GIVEN INSTRUCTION: No images are to be carried over; print all other material exactly as it stands.
● ● ● ●
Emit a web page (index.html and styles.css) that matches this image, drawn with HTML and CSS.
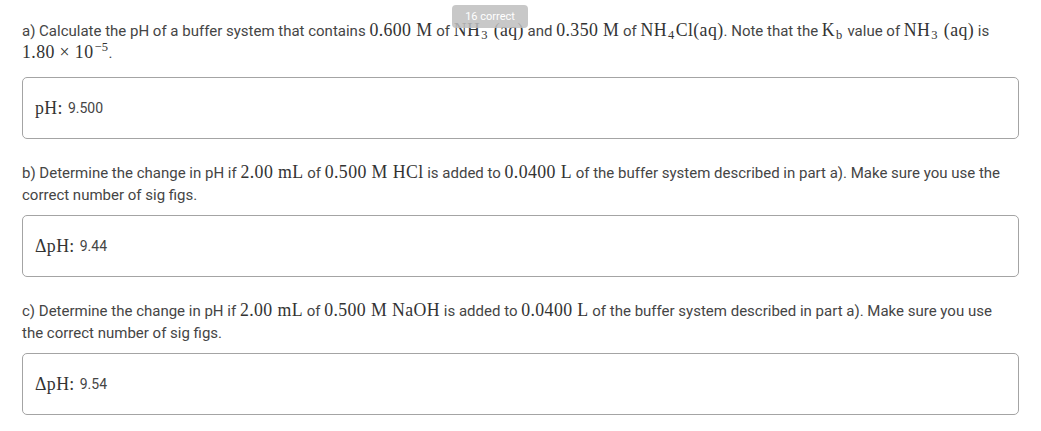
FILE: index.html
```html
<!DOCTYPE html>
<html>
<head>
<meta charset="utf-8">
<link rel="stylesheet" href="styles.css">
</head>
<body>
<div class="page">
  <div class="badge">16 correct</div>
  <p class="q q-first">a) Calculate the pH of a buffer system that contains <span class="m">0.600 M</span> of <span class="m">NH<sub>3</sub> (aq)</span> and <span class="m">0.350 M</span> of <span class="m">NH<sub>4</sub>Cl(aq)</span>. Note that the <span class="m">K<sub>b</sub></span> value of <span class="m">NH<sub>3</sub> (aq)</span> is <span class="m">1.80 × 10<sup>−5</sup></span>.</p>
  <div class="answer"><span class="m">pH:</span> 9.500</div>
  <p class="q">b) Determine the change in pH if <span class="m">2.00 mL</span> of <span class="m">0.500 M HCl</span> is added to <span class="m">0.0400 L</span> of the buffer system described in part a). Make sure you use the correct number of sig figs.</p>
  <div class="answer"><span class="m">ΔpH:</span> 9.44</div>
  <p class="q">c) Determine the change in pH if <span class="m">2.00 mL</span> of <span class="m">0.500 M NaOH</span> is added to <span class="m">0.0400 L</span> of the buffer system described in part a). Make sure you use the correct number of sig figs.</p>
  <div class="answer"><span class="m">ΔpH:</span> 9.54</div>
</div>
</body>
</html>
```
FILE: styles.css
```css
html, body {
  margin: 0;
  padding: 0;
  background: #ffffff;
}
.page {
  position: relative;
  padding: 0 22px 0 22px;
  font-family: Roboto, "Liberation Sans", sans-serif;
  font-size: 15px;
  color: #454545;
}
.q {
  margin: 0;
  padding-top: 23px;
  padding-right: 10px;
  padding-bottom: 9px;
  line-height: 22px;
}
.q-first {
  padding-top: 20px;
  padding-bottom: 13px;
}
.m {
  font-family: "Liberation Serif", "DejaVu Serif", serif;
  font-size: 17.8px;
  letter-spacing: 0.4px;
  line-height: 14px;
  white-space: nowrap;
  color: #333333;
}
.m sub {
  font-size: 12.5px;
  vertical-align: -3px;
  line-height: 0;
  margin: 0 1px;
}
.m sup {
  font-size: 12.5px;
  vertical-align: 7px;
  line-height: 0;
  margin-left: 1px;
}
.answer {
  height: 60px;
  border: 1px solid #a4a4a4;
  border-radius: 5px;
  padding: 0 12px;
  display: flex;
  align-items: center;
  gap: 5px;
  font-size: 14px;
  color: #454545;
}
.badge {
  position: absolute;
  z-index: 1;
  left: 452px;
  top: 5px;
  width: 76px;
  height: 23px;
  border-radius: 4px;
  background: rgba(190, 190, 190, 0.85);
  color: #ffffff;
  font-size: 11px;
  text-align: center;
  line-height: 23px;
}
```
● ● ● ●
PROBLEM SOLUTION:
Emit a web page (index.html and styles.css) that matches this image, drawn with HTML and CSS.
FILE: index.html
```html
<!DOCTYPE html>
<html>
<head>
<meta charset="utf-8">
<link rel="stylesheet" href="styles.css">
</head>
<body>
<div class="page">
  <div class="badge">16 correct</div>
  <p class="q q-first">a) Calculate the pH of a buffer system that contains <span class="m">0.600 M</span> of <span class="m">NH<sub>3</sub> (aq)</span> and <span class="m">0.350 M</span> of <span class="m">NH<sub>4</sub>Cl(aq)</span>. Note that the <span class="m">K<sub>b</sub></span> value of <span class="m">NH<sub>3</sub> (aq)</span> is <span class="m">1.80 × 10<sup>−5</sup></span>.</p>
  <div class="answer"><span class="m">pH:</span> 9.500</div>
  <p class="q">b) Determine the change in pH if <span class="m">2.00 mL</span> of <span class="m">0.500 M HCl</span> is added to <span class="m">0.0400 L</span> of the buffer system described in part a). Make sure you use the correct number of sig figs.</p>
  <div class="answer"><span class="m">ΔpH:</span> 9.44</div>
  <p class="q">c) Determine the change in pH if <span class="m">2.00 mL</span> of <span class="m">0.500 M NaOH</span> is added to <span class="m">0.0400 L</span> of the buffer system described in part a). Make sure you use the correct number of sig figs.</p>
  <div class="answer"><span class="m">ΔpH:</span> 9.54</div>
</div>
</body>
</html>
```
FILE: styles.css
```css
html, body {
  margin: 0;
  padding: 0;
  background: #ffffff;
}
.page {
  position: relative;
  padding: 0 22px 0 22px;
  font-family: Roboto, "Liberation Sans", sans-serif;
  font-size: 15px;
  color: #454545;
}
.q {
  margin: 0;
  padding-top: 23px;
  padding-right: 10px;
  padding-bottom: 9px;
  line-height: 22px;
}
.q-first {
  padding-top: 20px;
  padding-bottom: 13px;
}
.m {
  font-family: "Liberation Serif", "DejaVu Serif", serif;
  font-size: 17.8px;
  letter-spacing: 0.4px;
  line-height: 14px;
  white-space: nowrap;
  color: #333333;
}
.m sub {
  font-size: 12.5px;
  vertical-align: -3px;
  line-height: 0;
  margin: 0 1px;
}
.m sup {
  font-size: 12.5px;
  vertical-align: 7px;
  line-height: 0;
  margin-left: 1px;
}
.answer {
  height: 60px;
  border: 1px solid #a4a4a4;
  border-radius: 5px;
  padding: 0 12px;
  display: flex;
  align-items: center;
  gap: 5px;
  font-size: 14px;
  color: #454545;
}
.badge {
  position: absolute;
  z-index: 1;
  left: 452px;
  top: 5px;
  width: 76px;
  height: 23px;
  border-radius: 4px;
  background: rgba(190, 190, 190, 0.85);
  color: #ffffff;
  font-size: 11px;
  text-align: center;
  line-height: 23px;
}
```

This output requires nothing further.